Coloring Face-Hypergraphs of Graphs on Surfaces

The face-hypergraph, H(G), of a graph G embedded in a surface has vertex set V(G), and every face of G corresponds to an edge of H(G) consisting of the vertices incident to the face. We study coloring parameters of these embedded hypergraphs. A hypergraph is k-colorable (k-choosable) if there is a coloring of its vertices from a set of k colors (from every assignment of lists of size k to its vertices) such that no edge is monochromatic. Thus a proper coloring of a face-hypergraph corresponds to a vertex coloring of the underlying graph such that no face is monochromatic. We show that hypergraphs can be extended to face-hypergraphs in a natural way and use tools from topological graph theory, the theory of hypergraphs, and design theory to obtain general bounds for the coloring and choosability problems. To show the sharpness of several bounds, we construct for every even n an n-vertex pseudo-triangulation of a surface such that every triple is a face exactly once.
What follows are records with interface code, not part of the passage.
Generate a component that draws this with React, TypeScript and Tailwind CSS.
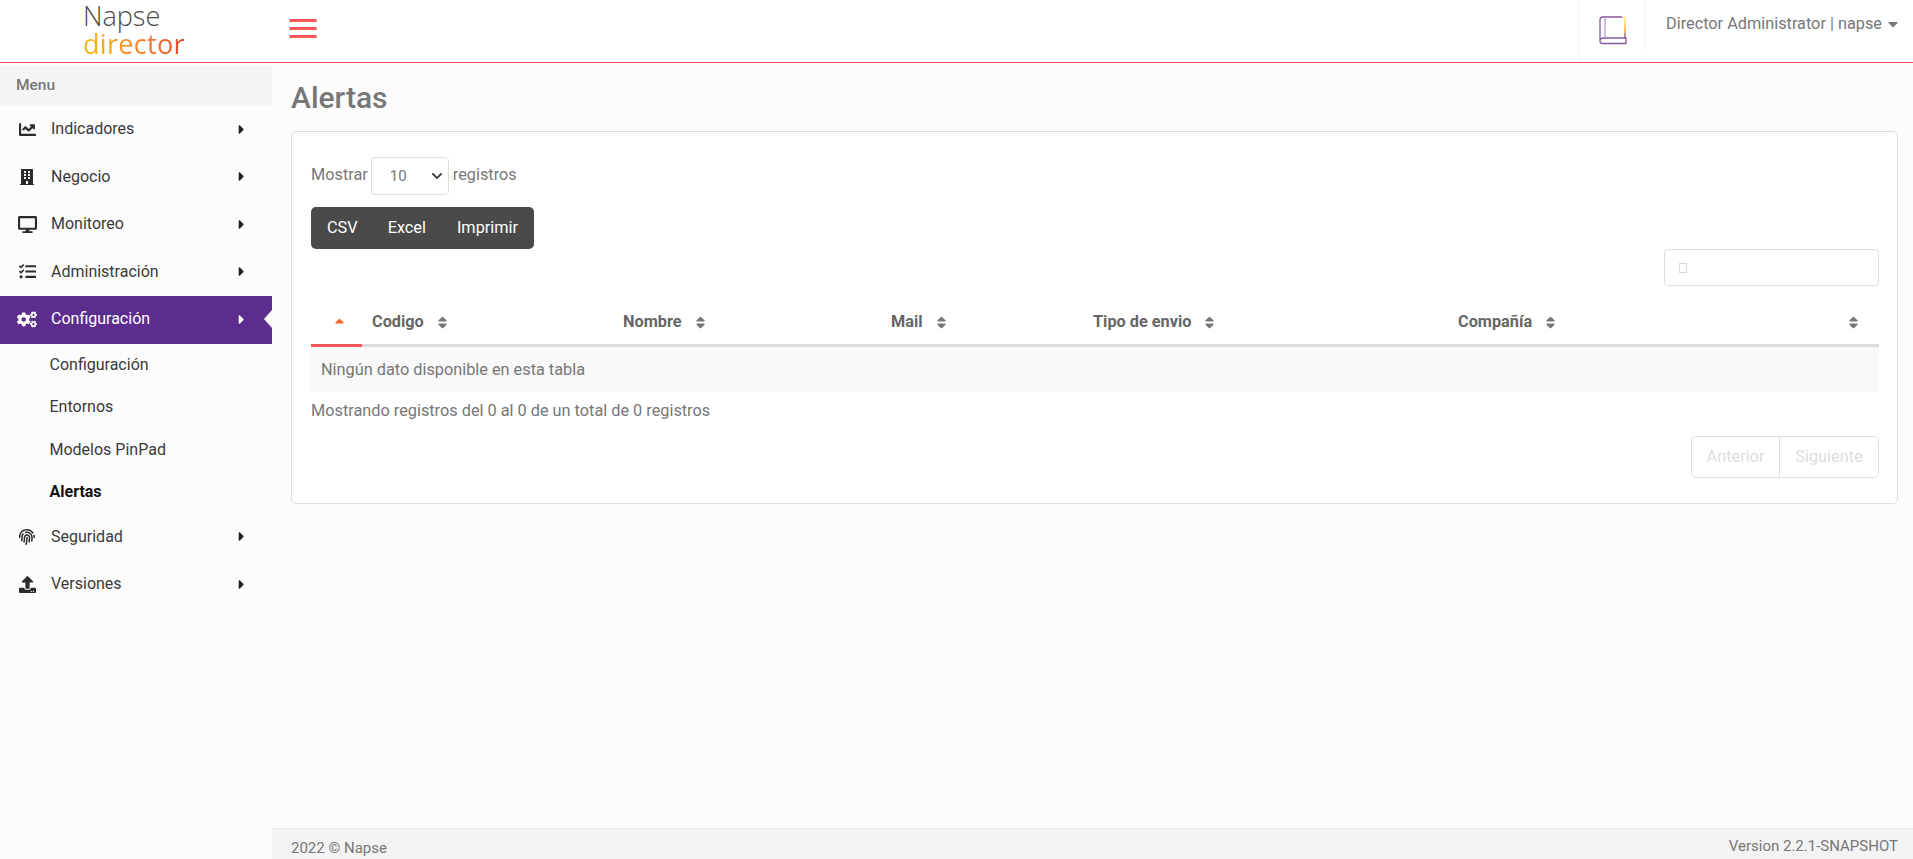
import { FaBuilding, FaCaretDown, FaCaretRight, FaChartLine, FaChevronDown, FaCogs, FaDesktop, FaFingerprint, FaSort, FaSortUp, FaTasks, FaUpload } from "react-icons/fa";
import type { IconType } from "react-icons";

interface MenuItem {
    label: string;
    icon: IconType;
    iconSize: string;
    active?: boolean;
    children?: { label: string; current?: boolean }[];
}

const menu: MenuItem[] = [
    { label: "Indicadores", icon: FaChartLine, iconSize: "text-[17px]" },
    { label: "Negocio", icon: FaBuilding, iconSize: "text-[16px]" },
    { label: "Monitoreo", icon: FaDesktop, iconSize: "text-[19px]" },
    { label: "Administración", icon: FaTasks, iconSize: "text-[17px]" },
    {
        label: "Configuración",
        icon: FaCogs,
        iconSize: "text-[21px]",
        active: true,
        children: [
            { label: "Configuración" },
            { label: "Entornos" },
            { label: "Modelos PinPad" },
            { label: "Alertas", current: true },
        ],
    },
    { label: "Seguridad", icon: FaFingerprint, iconSize: "text-[16px]" },
    { label: "Versiones", icon: FaUpload, iconSize: "text-[17px]" },
];

const columns = [
    { label: "Codigo", width: "w-[251px]" },
    { label: "Nombre", width: "w-[268px]" },
    { label: "Mail", width: "w-[202px]" },
    { label: "Tipo de envio", width: "w-[365px]" },
    { label: "Compañía", width: "w-[352px]" },
];

function Header() {
    return (
        <header className="flex h-[63px] shrink-0 items-stretch border-b border-[#f9575a] bg-white">
            <div className="flex w-[272px] flex-col pl-[83px] pt-[2px] font-['Open_Sans',sans-serif] text-[27px] font-light leading-[28px]">
                <span className="text-[#4a4a4a]">Napse</span>
                <span className="w-fit bg-gradient-to-r from-[#fdb71a] via-[#f58a2c] to-[#e8432d] bg-clip-text font-normal tracking-[0.3px] text-transparent">director</span>
            </div>
            <div className="flex flex-col gap-[5px] pl-[17px] pt-[19px]">
                <span className="h-[3px] w-[28px] rounded-sm bg-[#f9575a]" />
                <span className="h-[3px] w-[28px] rounded-sm bg-[#f9575a]" />
                <span className="h-[3px] w-[28px] rounded-sm bg-[#f9575a]" />
            </div>
            <div className="ml-auto flex items-start border-l border-[#f3f3f3] pr-[12px]">
                <div className="flex h-[52px] w-[66px] items-center justify-center border-r border-[#f3f3f3] pt-[7px]">
                    <svg width="30" height="30" viewBox="0 0 30 30" fill="none">
                        <defs>
                            <linearGradient id="bookEdge" x1="0" y1="0" x2="0" y2="1">
                                <stop offset="0" stopColor="#fde9a8" />
                                <stop offset="0.6" stopColor="#f7b52c" />
                                <stop offset="1" stopColor="#8a5a9e" />
                            </linearGradient>
                        </defs>
                        <path d="M24 2H4.500C3 2 2 3 2 4.500V26c0 1.500 1 2.500 2.500 2.500H28V23H5C3.500 23 2 24 2 26" stroke="#85589f" strokeWidth="1.300" />
                        <path d="M7 2v21" stroke="#b79cc6" strokeWidth="1.300" />
                        <path d="M24 2h3v21" stroke="url(#bookEdge)" strokeWidth="1.600" />
                    </svg>
                </div>
                <div className="flex h-[48px] items-center gap-[3px] pl-[20px] text-[16.300px] text-[#777777]">
                    <span>Director Administrator | napse</span>
                    <FaCaretDown className="text-[16px]" />
                </div>
            </div>
        </header>
    );
}

function Sidebar() {
    return (
        <aside className="w-[272px] shrink-0 pt-[3px] text-[16px] text-[#3a3a3a]">
            <div className="flex h-[40px] items-center bg-[#f5f5f5] pl-[16px] text-[15.500px] font-medium text-[#777777]">Menu</div>
            <nav>
                {menu.map((item) => (
                    <div key={item.label}>
                        <div className={`relative flex h-[47.500px] items-center pb-[1px] pl-[17px] ${item.active ? "bg-[#5c2d8c] text-white" : ""}`}>
                            <span className={`mr-[14px] flex w-[20px] shrink-0 justify-center ${item.active ? "text-white" : "text-[#2b2b2b]"}`}>
                                <item.icon className={item.iconSize} />
                            </span>
                            <span>{item.label}</span>
                            <FaCaretRight className={`absolute left-[234px] text-[15px] ${item.active ? "text-white" : "text-[#222222]"}`} />
                            {item.active && (
                                <span className="absolute right-0 top-[14px] h-0 w-0 border-y-[9px] border-r-[8px] border-y-transparent border-r-[#fcfcfc]" />
                            )}
                        </div>
                        {item.children && (
                            <div>
                                {item.children.map((child) => (
                                    <div key={child.label} className={`flex h-[42.500px] items-center pl-[49.500px] ${child.current ? "font-bold text-[#111111]" : ""}`}>
                                        {child.label}
                                    </div>
                                ))}
                            </div>
                        )}
                    </div>
                ))}
            </nav>
        </aside>
    );
}

function AlertsCard() {
    return (
        <section className="ml-[19px] mr-[15px] h-[373px] rounded-[5px] border border-[#dedede] bg-white pl-[19px] pr-[18px] pt-[25px] text-[16.300px]">
            <div className="flex h-[38px] items-center text-[#777777]">
                <span className="pb-[2px]">Mostrar</span>
                <div className="ml-[3px] mr-[4px] flex h-[38px] w-[78px] items-center justify-between rounded-[4px] border border-[#dedede] pl-[18px] pr-[5px] text-[15px]">
                    <span>10</span>
                    <FaChevronDown className="text-[12px] text-[#444444]" />
                </div>
                <span className="pb-[2px]">registros</span>
            </div>
            <div className="mt-[12px] flex h-[42px] w-[223px] items-center rounded-[5px] bg-[#4a4a4a] pl-[16px] text-white">
                <span>CSV</span>
                <span className="ml-[30px]">Excel</span>
                <span className="ml-[31px]">Imprimir</span>
            </div>
            <div className="flex justify-end">
                <div className="flex h-[37px] w-[215px] items-center rounded-[4px] border border-[#dedede] pl-[14px]">
                    <span className="h-[10px] w-[8px] border border-[#d8d8d8]" />
                </div>
            </div>
            <table className="mt-[15px] w-full table-fixed border-collapse">
                <thead>
                    <tr className="h-[44px] border-b-[3px] border-[#dddddd] text-[#666666]">
                        <th className="relative w-[51px] p-0">
                            <FaSortUp className="mx-auto mt-[4px] translate-x-[3px] text-[15px] text-[#f4672a]" />
                            <span className="absolute inset-x-0 -bottom-[3px] h-[3px] bg-[#f9575a]" />
                        </th>
                        {columns.map((col) => (
                            <th key={col.label} className={`${col.width} p-0 pl-[10px] text-left font-bold`}>
                                <span className="inline-flex items-center gap-[11px]">
                                    {col.label}
                                    <FaSort className="text-[15px] text-[#777777]" />
                                </span>
                            </th>
                        ))}
                        <th className="p-0 pr-[18px]">
                            <FaSort className="ml-auto text-[15px] text-[#777777]" />
                        </th>
                    </tr>
                </thead>
                <tbody>
                    <tr className="h-[47px] bg-[#f9f9f9] text-[#777777]">
                        <td colSpan={7} className="p-0 pl-[10px] pt-[1px]">Ningún dato disponible en esta tabla</td>
                    </tr>
                </tbody>
            </table>
            <p className="mt-[9px] leading-[20px] text-[#777777]">Mostrando registros del 0 al 0 de un total de 0 registros</p>
            <div className="mt-[15px] flex justify-end">
                <div className="flex h-[42px] w-[188px] items-center rounded-[5px] border border-[#dedede] text-[#dddddd]">
                    <span className="flex h-full w-[88px] items-center justify-center border-r border-[#dedede]">Anterior</span>
                    <span className="flex flex-1 items-center justify-center">Siguiente</span>
                </div>
            </div>
        </section>
    );
}

export default function App() {
    return (
        <div className="flex h-screen flex-col overflow-hidden bg-[#fcfcfc] font-['Roboto',sans-serif] text-[15px]">
            <Header />
            <div className="flex min-h-0 flex-1">
                <Sidebar />
                <main className="flex min-w-0 flex-1 flex-col">
                    <h1 className="h-[68px] pl-[19px] pt-[17px] text-[30px] font-medium leading-[36px] text-[#777777]">Alertas</h1>
                    <AlertsCard />
                    <footer className="mt-auto flex h-[31px] justify-between border-t border-[#ebebeb] bg-[#f3f3f3] pl-[19px] pr-[15px] text-[15px] text-[#777777]">
                        <span className="pt-[8px]">2022 © Napse</span>
                        <span className="pt-[6px]">Version 2.2.1-SNAPSHOT</span>
                    </footer>
                </main>
            </div>
        </div>
    );
}
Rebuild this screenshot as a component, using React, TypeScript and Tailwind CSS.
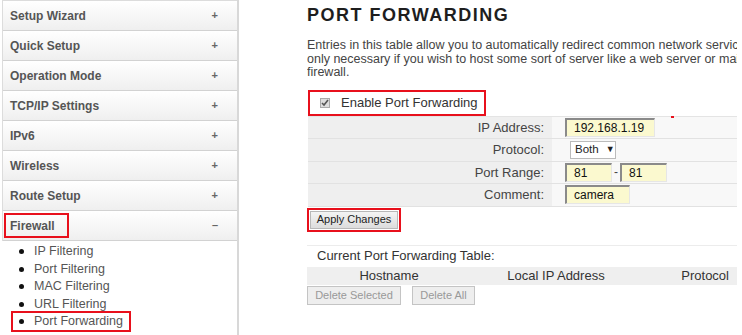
import React from "react";

const font = { fontFamily: '"Liberation Sans", Arial, sans-serif' };

function MenuItem({ label, open, boxed }: { label: string; open?: boolean; boxed?: boolean }) {
  return (
    <div className="h-[30px] flex items-center justify-between border-b border-[#d2d2d2] bg-gradient-to-b from-[#ffffff] to-[#efefef] pl-[7px] pr-[19px]">
      {boxed ? (
        <span className="border-2 border-[#e8101c] w-[65px] h-[25px] flex items-center px-[4px] -ml-[6px] text-[12px] font-bold text-[#555]">{label}</span>
      ) : (
        <span className="text-[12px] font-bold text-[#555]">{label}</span>
      )}
      <span className="text-[11px] font-bold text-[#666] leading-none">{open ? "–" : "+"}</span>
    </div>
  );
}

function SubItem({ label, boxed }: { label: string; boxed?: boolean }) {
  const inner = (
    <>
      <span className="w-[5px] h-[5px] rounded-full bg-[#111] inline-block" />
      <span className="ml-[10px] text-[12.5px] text-[#555]">{label}</span>
    </>
  );
  return (
    <div className="h-[17.5px] flex items-center pl-[19px]">
      {boxed ? (
        <span className="flex items-center border-2 border-[#e8101c] h-[21px] -ml-[8px] pl-[6px] pr-[6px]">{inner}</span>
      ) : (
        inner
      )}
    </div>
  );
}

function YInput({ value, w }: { value: string; w: string }) {
  return (
    <div className={`${w} h-[19px] bg-[#fbf9cf] border-l-2 border-t-2 border-[#8a8a8a] border-r border-b border-r-[#e6e6e6] border-b-[#e6e6e6] flex items-center pl-[7px] text-[12px] text-[#111]`}>
      {value}
    </div>
  );
}

function Row({ label, children }: { label: string; children: React.ReactNode }) {
  return (
    <div className="flex h-[22.5px] border-b border-[#e2e2e2]">
      <div className="w-[244px] bg-[#efefef] flex items-center justify-end pr-[8px] text-[13px] text-[#444]">{label}</div>
      <div className="flex-1 bg-[#f8f8f8] flex items-center pl-[13px]">{children}</div>
    </div>
  );
}

export default function App() {
  return (
    <div className="w-[742px] h-[335px] bg-white flex overflow-hidden" style={font}>
      <div className="w-[239px] shrink-0 border-r-2 border-[#d8d8d8] h-full">
        <div className="ml-[2px] border-l border-t border-[#dcdcdc]">
          <MenuItem label="Setup Wizard" />
          <MenuItem label="Quick Setup" />
          <MenuItem label="Operation Mode" />
          <MenuItem label="TCP/IP Settings" />
          <MenuItem label="IPv6" />
          <MenuItem label="Wireless" />
          <MenuItem label="Route Setup" />
          <MenuItem label="Firewall" open boxed />
        </div>
        <div className="pt-[2px]">
          <SubItem label="IP Filtering" />
          <SubItem label="Port Filtering" />
          <SubItem label="MAC Filtering" />
          <SubItem label="URL Filtering" />
          <SubItem label="Port Forwarding" boxed />
        </div>
      </div>

      <div className="w-[430px] shrink-0 ml-[68px] min-w-0 overflow-hidden pt-[4px]">
        <h1 className="text-[18px] font-bold tracking-[1.5px] text-[#1e1e1e] leading-[22px]">PORT FORWARDING</h1>
        <p className="mt-[13px] text-[12.5px] leading-[13.5px] text-[#444] whitespace-nowrap">
          Entries in this table allow you to automatically redirect common network services
          <br />
          only necessary if you wish to host some sort of server like a web server or mail
          <br />
          firewall.
        </p>

        <div className="mt-[10px] ml-[1px] flex items-end border-b border-[#e4e4e4]">
          <div className="w-[178px] h-[26px] border-2 border-[#e8101c] flex items-center pl-[10px]">
            <span className="w-[10px] h-[10px] bg-[#ddd] border border-[#aaa] flex items-center justify-center">
              <svg width="8" height="8" viewBox="0 0 8 8"><path d="M1 4 L3 6 L7 1" stroke="#555" strokeWidth="1.6" fill="none" /></svg>
            </span>
            <span className="ml-[11px] text-[13px] text-[#333]">Enable Port Forwarding</span>
          </div>
          <div className="flex-1 relative">
            <span className="absolute left-[185px] -bottom-[2px] w-[3px] h-[2px] bg-[#e8101c]" />
          </div>
        </div>

        <div className="ml-[1px]">
          <Row label="IP Address:">
            <YInput value="192.168.1.19" w="w-[90px]" />
          </Row>
          <Row label="Protocol:">
            <div className="ml-[5px] w-[46px] h-[18px] bg-white border border-[#bbb] flex items-center pl-[4px] text-[11.5px] text-[#222]">
              Both <span className="ml-[7px] text-[9px]">▼</span>
            </div>
          </Row>
          <Row label="Port Range:">
            <YInput value="81" w="w-[47px]" />
            <span className="mx-[2px] text-[12px] text-[#444]">-</span>
            <YInput value="81" w="w-[47px]" />
          </Row>
          <Row label="Comment:">
            <YInput value="camera" w="w-[65px]" />
          </Row>
        </div>

        <div className="mt-[1px] w-[94px] h-[24px] border-2 border-[#e8101c] flex items-center justify-center">
          <div className="w-[88px] h-[18px] bg-gradient-to-b from-[#f4f4f4] to-[#dcdcdc] border border-[#b8b8b8] flex items-center justify-center text-[11px] text-[#222]">
            Apply Changes
          </div>
        </div>

        <div className="mt-[13px] border-t border-[#ececec] pt-[1px]">
          <div className="pl-[10px] h-[18px] flex items-center text-[13px] text-[#333]">Current Port Forwarding Table:</div>
          <div className="mt-[2px] h-[18px] bg-[#efefef] flex items-center text-[13px] text-[#333]">
            <span className="w-[164px] text-center">Hostname</span>
            <span className="w-[170px] text-center">Local IP Address</span>
            <span className="flex-1 text-right pr-[8px]">Protocol</span>
          </div>
          <div className="mt-[1px] flex gap-[11px]">
            <div className="w-[94px] h-[19px] bg-[#eeeeee] border border-[#c4c4c4] flex items-center justify-center text-[11px] text-[#999]">Delete Selected</div>
            <div className="w-[63px] h-[19px] bg-[#eeeeee] border border-[#c4c4c4] flex items-center justify-center text-[11px] text-[#999]">Delete All</div>
          </div>
        </div>
      </div>
    </div>
  );
}
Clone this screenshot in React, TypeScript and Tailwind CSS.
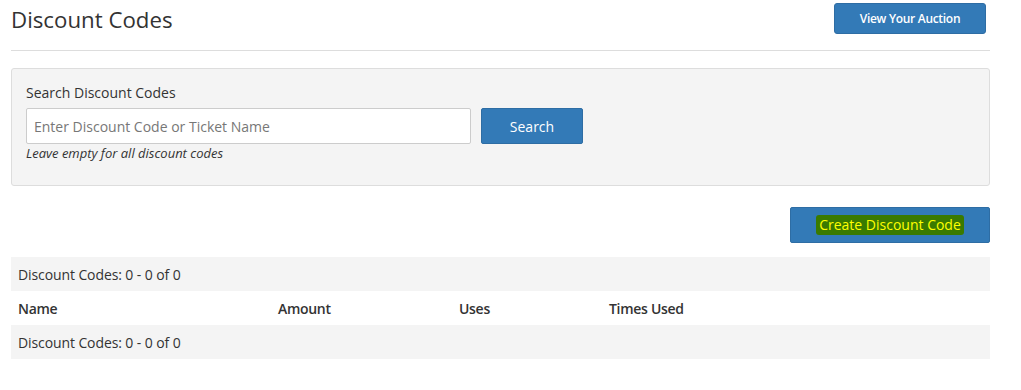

We provide supporting evidence for our conjecture that every plane face-hypergraph is 2-choosable and we pose several open questions, most notably: Can the vertices of a planar graph always be properly colored from lists of size 4, with the restriction on the lists that the colors come in pairs and a color is in a list if and only if its twin color is? An affirmative answer to this question would imply our conjecture, as well as the Four Color Theorem and several open problems.